Sin embargo, hay esperanzas todavía. Esos actores de la sociedad civil, que suelen identificarse como disidencia, u oposición política –y que para mí son los tesoreros de la consciencia nacional, y los cultivadores de las semillas de la democracia en Cuba– están alentados por un espíritu de cooperación. Para mí, cada ola represiva es una oportunidad para acercarme más a mis colegas, y correligionarios, y ser testigo de su temple. Cuando el río del gobierno se desborda en represión, nuestros amigos se convierten en nuestros hermanos, y los apenas conocidos se hacen nuestros amigos. Entre todos nos confortarnos, nos servimos, nos protegemos, y hasta nos reímos. Cada detención es como si nos arrancaran un pedacito del alma, que quisiéramos pronto recuperar. Cada arresto es una invitación para admirar a nuestros amigos, y es un abono amargo que hace crecer en nosotros la compasión, la solidaridad, y que nos reta al ejercicio de la democracia –pues la democracia, además de ser un sistema de leyes, basado en el principio de la dignidad del individuo, y cuya finalidad es el equilibrio y la armonía social, es también una cultura de la fluidez política, y de articulación dialógica de la voluntad colectiva; es el arte de la asamblea y el ágora, de nivelar los intereses y los destinos, sin apegos al poder, y sin vanidad; es el arte de negociar, buscando el consenso, pero sin forzarlo.

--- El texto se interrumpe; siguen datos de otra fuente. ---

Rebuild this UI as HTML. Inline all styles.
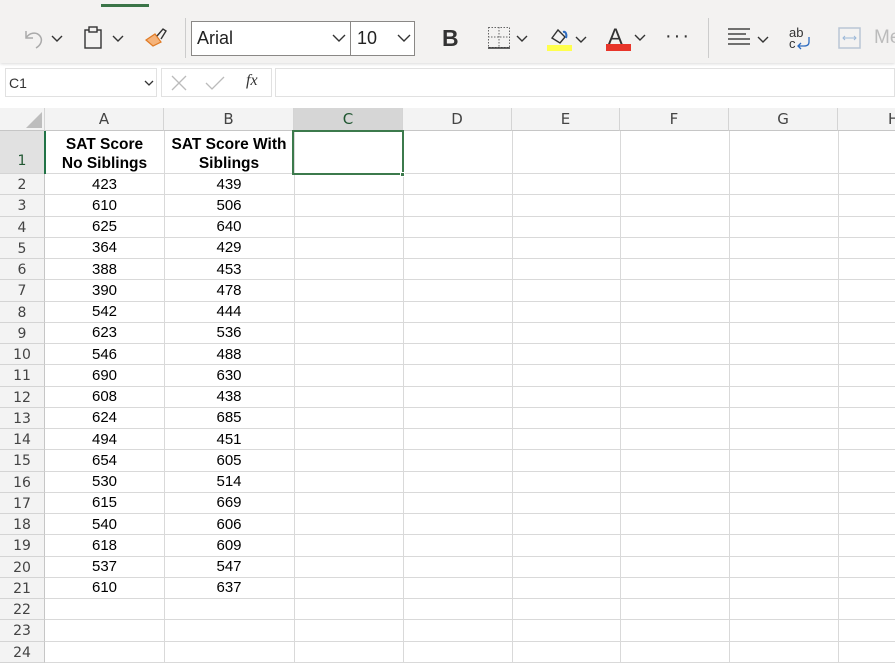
<!DOCTYPE html>
<html><head><style>
*{margin:0;padding:0;box-sizing:border-box}
body{width:895px;height:662px;overflow:hidden;background:#fff;font-family:"Liberation Sans",Arial,sans-serif;position:relative}
.a{position:absolute}
.tb{left:0;top:0;width:895px;height:63px;background:#f3f2f1;box-shadow:0 1px 3px rgba(0,0,0,.15)}
.hd{position:absolute;top:108px;height:23px;background:#f3f3f3;border-right:1px solid #d4d4d4;border-bottom:1px solid #c6c6c6;color:#444;font-size:15px;text-align:center;line-height:23px;font-family:"DejaVu Sans",sans-serif}
.rh{position:absolute;left:0;width:45px;background:#f3f3f3;border-bottom:1px solid #d4d4d4;border-right:1px solid #c6c6c6;color:#444;font-size:14px;text-align:center;font-family:"DejaVu Sans",sans-serif}
.vl{position:absolute;top:131px;width:1px;height:531px;background:#d9d9d9}
.hl{position:absolute;left:45px;width:850px;height:1px;background:#d9d9d9}
.c{position:absolute;font-size:15px;text-align:center;color:#000}
</style></head><body>
<div class="a tb"></div>
<div class="a" style="left:101px;top:4px;width:48px;height:3px;background:#3a7447"></div>
<svg class="a" style="left:20px;top:25px" width="50" height="28"><path d="M6 6v7h7M6 13c3-5 10-7 14-2 3 4 1 9-4 12" fill="none" stroke="#aaa" stroke-width="1.5"/><path d="M32 11l5 5 5-5" fill="none" stroke="#333" stroke-width="1.4"/></svg>
<svg class="a" style="left:82px;top:25px" width="46" height="28"><rect x="3" y="5" width="16" height="18" fill="none" stroke="#333" stroke-width="1.4"/><rect x="7" y="2" width="8" height="5" fill="#f3f2f1" stroke="#333" stroke-width="1.4"/><path d="M31 11l5 5 5-5" fill="none" stroke="#333" stroke-width="1.4"/></svg>
<svg class="a" style="left:143px;top:26px" width="26" height="24"><path d="M3 14l9-6 6 8-8 4z" fill="#f5b37a" stroke="#e07b25" stroke-width="1.2"/><path d="M14 10l6-7 3 2-5 8" fill="none" stroke="#333" stroke-width="1.4"/></svg>
<div class="a" style="left:185px;top:18px;width:1px;height:40px;background:#ccc"></div>
<div class="a" style="left:191px;top:21px;width:224px;height:35px;border:1px solid #8a8886;background:#fff"></div>
<div class="a" style="left:350px;top:21px;width:1px;height:35px;background:#8a8886"></div>
<div class="a" style="left:197px;top:28px;font-size:18px;color:#222">Arial</div>
<div class="a" style="left:357px;top:28px;font-size:18px;color:#222">10</div>
<svg class="a" style="left:332px;top:33px" width="14" height="10"><path d="M1 2l6 6 6-6" fill="none" stroke="#333" stroke-width="1.4"/></svg>
<svg class="a" style="left:397px;top:33px" width="14" height="10"><path d="M1 2l6 6 6-6" fill="none" stroke="#333" stroke-width="1.4"/></svg>
<div class="a" style="left:442px;top:25px;font-size:23px;font-weight:bold;color:#333">B</div>
<svg class="a" style="left:487px;top:26px" width="46" height="24"><rect x="1.5" y="1.5" width="21" height="20" fill="none" stroke="#666" stroke-dasharray="1.5 1.5"/><path d="M12 1v21M1 11h22" stroke="#666" stroke-dasharray="1.5 1.5"/><path d="M1 22h22" stroke="#333" stroke-width="1.5"/><path d="M30 10l5 5 5-5" fill="none" stroke="#333" stroke-width="1.4"/></svg>
<svg class="a" style="left:546px;top:26px" width="48" height="26"><path d="M6 12l6-8 7 7-5 6z" fill="none" stroke="#333" stroke-width="1.4"/><path d="M17 6c3-1 4 3 3 6" fill="none" stroke="#2e6cc0" stroke-width="2"/><rect x="1" y="19" width="25" height="6" fill="#ffff4d"/><path d="M30 11l5 5 5-5" fill="none" stroke="#333" stroke-width="1.4"/></svg>
<div class="a" style="left:608px;top:24px;font-size:22px;color:#333">A</div>
<div class="a" style="left:606px;top:44px;width:25px;height:7px;background:#e8352a"></div>
<svg class="a" style="left:634px;top:33px" width="14" height="10"><path d="M1 2l5 5 5-5" fill="none" stroke="#333" stroke-width="1.4"/></svg>
<div class="a" style="left:665px;top:25px;font-size:20px;color:#333;letter-spacing:2px">···</div>
<div class="a" style="left:708px;top:18px;width:1px;height:40px;background:#ccc"></div>
<svg class="a" style="left:727px;top:27px" width="46" height="22"><path d="M1 2h22M1 7h18M1 12h22M1 17h22" stroke="#444" stroke-width="1.4"/><path d="M31 10l5 5 5-5" fill="none" stroke="#333" stroke-width="1.4"/></svg>
<div class="a" style="left:789px;top:27px;font-size:13px;line-height:11px;color:#333">ab<br>c</div>
<svg class="a" style="left:796px;top:36px" width="16" height="14"><path d="M13 1v5c0 3-2 4-5 4H2M5 7l-3 3 3 3" fill="none" stroke="#2e6cc0" stroke-width="1.3"/></svg>
<svg class="a" style="left:838px;top:27px" width="24" height="22"><rect x="1" y="1" width="21" height="20" fill="none" stroke="#b9c6d5" stroke-width="1.5"/><path d="M5 11h13M7 9l-2 2 2 2M16 9l2 2-2 2" stroke="#9bb8d8" fill="none"/></svg>
<div class="a" style="left:874px;top:27px;font-size:19px;color:#bbb">Me</div>
<div class="a" style="left:5px;top:68px;width:152px;height:29px;border:1px solid #e1e1e1;background:#fff"></div>
<div class="a" style="left:9px;top:75px;font-size:14px;color:#333">C1</div>
<svg class="a" style="left:144px;top:79px" width="10" height="8"><path d="M1 2l4 4 4-4" fill="none" stroke="#333" stroke-width="1.3"/></svg>
<div class="a" style="left:161px;top:68px;width:111px;height:29px;border:1px solid #e1e1e1;background:#fff"></div>
<svg class="a" style="left:170px;top:74px" width="60" height="18"><path d="M2 2l14 14M16 2L2 16" stroke="#bbb" stroke-width="1.3"/><path d="M36 9l6 6 12-12" fill="none" stroke="#bbb" stroke-width="1.3"/></svg>
<div class="a" style="left:246px;top:72px;font-size:16px;font-style:italic;font-family:'Liberation Serif',serif;color:#333">fx</div>
<div class="a" style="left:275px;top:68px;width:620px;height:29px;border:1px solid #e1e1e1;background:#fff"></div>
<div class="hd" style="left:0;width:45px"></div>
<svg class="a" style="left:24px;top:110px" width="20" height="20"><path d="M18 2v16H2z" fill="#bdbdbd"/></svg>
<div class="hd" style="left:45px;width:119px">A</div>
<div class="hd" style="left:164px;width:130px">B</div>
<div class="hd" style="left:294px;width:109px;background:#d6d6d6;color:#215732">C</div>
<div class="hd" style="left:403px;width:109px">D</div>
<div class="hd" style="left:512px;width:108px">E</div>
<div class="hd" style="left:620px;width:109px">F</div>
<div class="hd" style="left:729px;width:109px">G</div>
<div class="hd" style="left:838px;width:60px;text-align:left;padding-left:50px">H</div>
<div class="vl" style="left:164px"></div><div class="vl" style="left:294px"></div><div class="vl" style="left:403px"></div><div class="vl" style="left:512px"></div><div class="vl" style="left:620px"></div><div class="vl" style="left:729px"></div><div class="vl" style="left:838px"></div>
<div class="rh" style="top:131px;height:43px;line-height:60px;color:#215732;background:#e1e1e1">1</div>
<div class="hl" style="top:173px"></div>
<div class="c" style="left:45px;top:135px;width:119px;line-height:19px;font-size:15.5px;font-weight:bold">SAT Score<br>No Siblings</div>
<div class="c" style="left:164px;top:135px;width:130px;line-height:19px;font-size:15.5px;font-weight:bold">SAT Score With<br>Siblings</div>
<div class="a" style="left:44px;top:131px;width:2px;height:43px;background:#217346"></div>
<div class="a" style="left:292px;top:130px;width:112px;height:45px;border:2px solid #3c7a4c"></div>
<div class="a" style="left:400px;top:172px;width:5px;height:5px;background:#3c7a4c;border:1px solid #fff"></div>
<div id="rows"></div>
<script>
var A=[423,610,625,364,388,390,542,623,546,690,608,624,494,654,530,615,540,618,537,610],B=[439,506,640,429,453,478,444,536,488,630,438,685,451,605,514,669,606,609,547,637],h='';
for(var i=2;i<=24;i++){var t=174+(i-2)*21.25;
h+='<div class="rh" style="top:'+t+'px;height:21.25px;line-height:22px">'+i+'</div><div class="hl" style="top:'+(t+20.25)+'px"></div>';
if(i<=21){h+='<div class="c" style="left:45px;top:'+(t+1.5)+'px;width:119px">'+A[i-2]+'</div><div class="c" style="left:164px;top:'+(t+1.5)+'px;width:130px">'+B[i-2]+'</div>';}}
document.getElementById('rows').innerHTML=h;
</script>
</body></html>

Quiero terminar con una anécdota que me contó el periodista Julio Aleaga, y que le ocurrió cuando fue a demandar una respuesta sobre la situación legal de Antonio Rodiles en la estación de policía de Acosta, el jueves 8 de noviembre. Para orgullo de mi amigo, estaba acompañado de cinco héroes –como él mismo los llama– del “Grupo de los 75”, y de Guillermo Fariñas. Cuando estaba a punto de ser detenido, un hombre le gritó que le entregara inmediatamente su celular, a lo que él respondió que estaba bien, que se lo iba a dar, que se calmara, porque estaban negociando. El hombre le contestó insultado que él no tenía nada que negociar con ellos. Y mi amigo le respondió, sereno: “pues aprende rápido, que esto se está acabando”.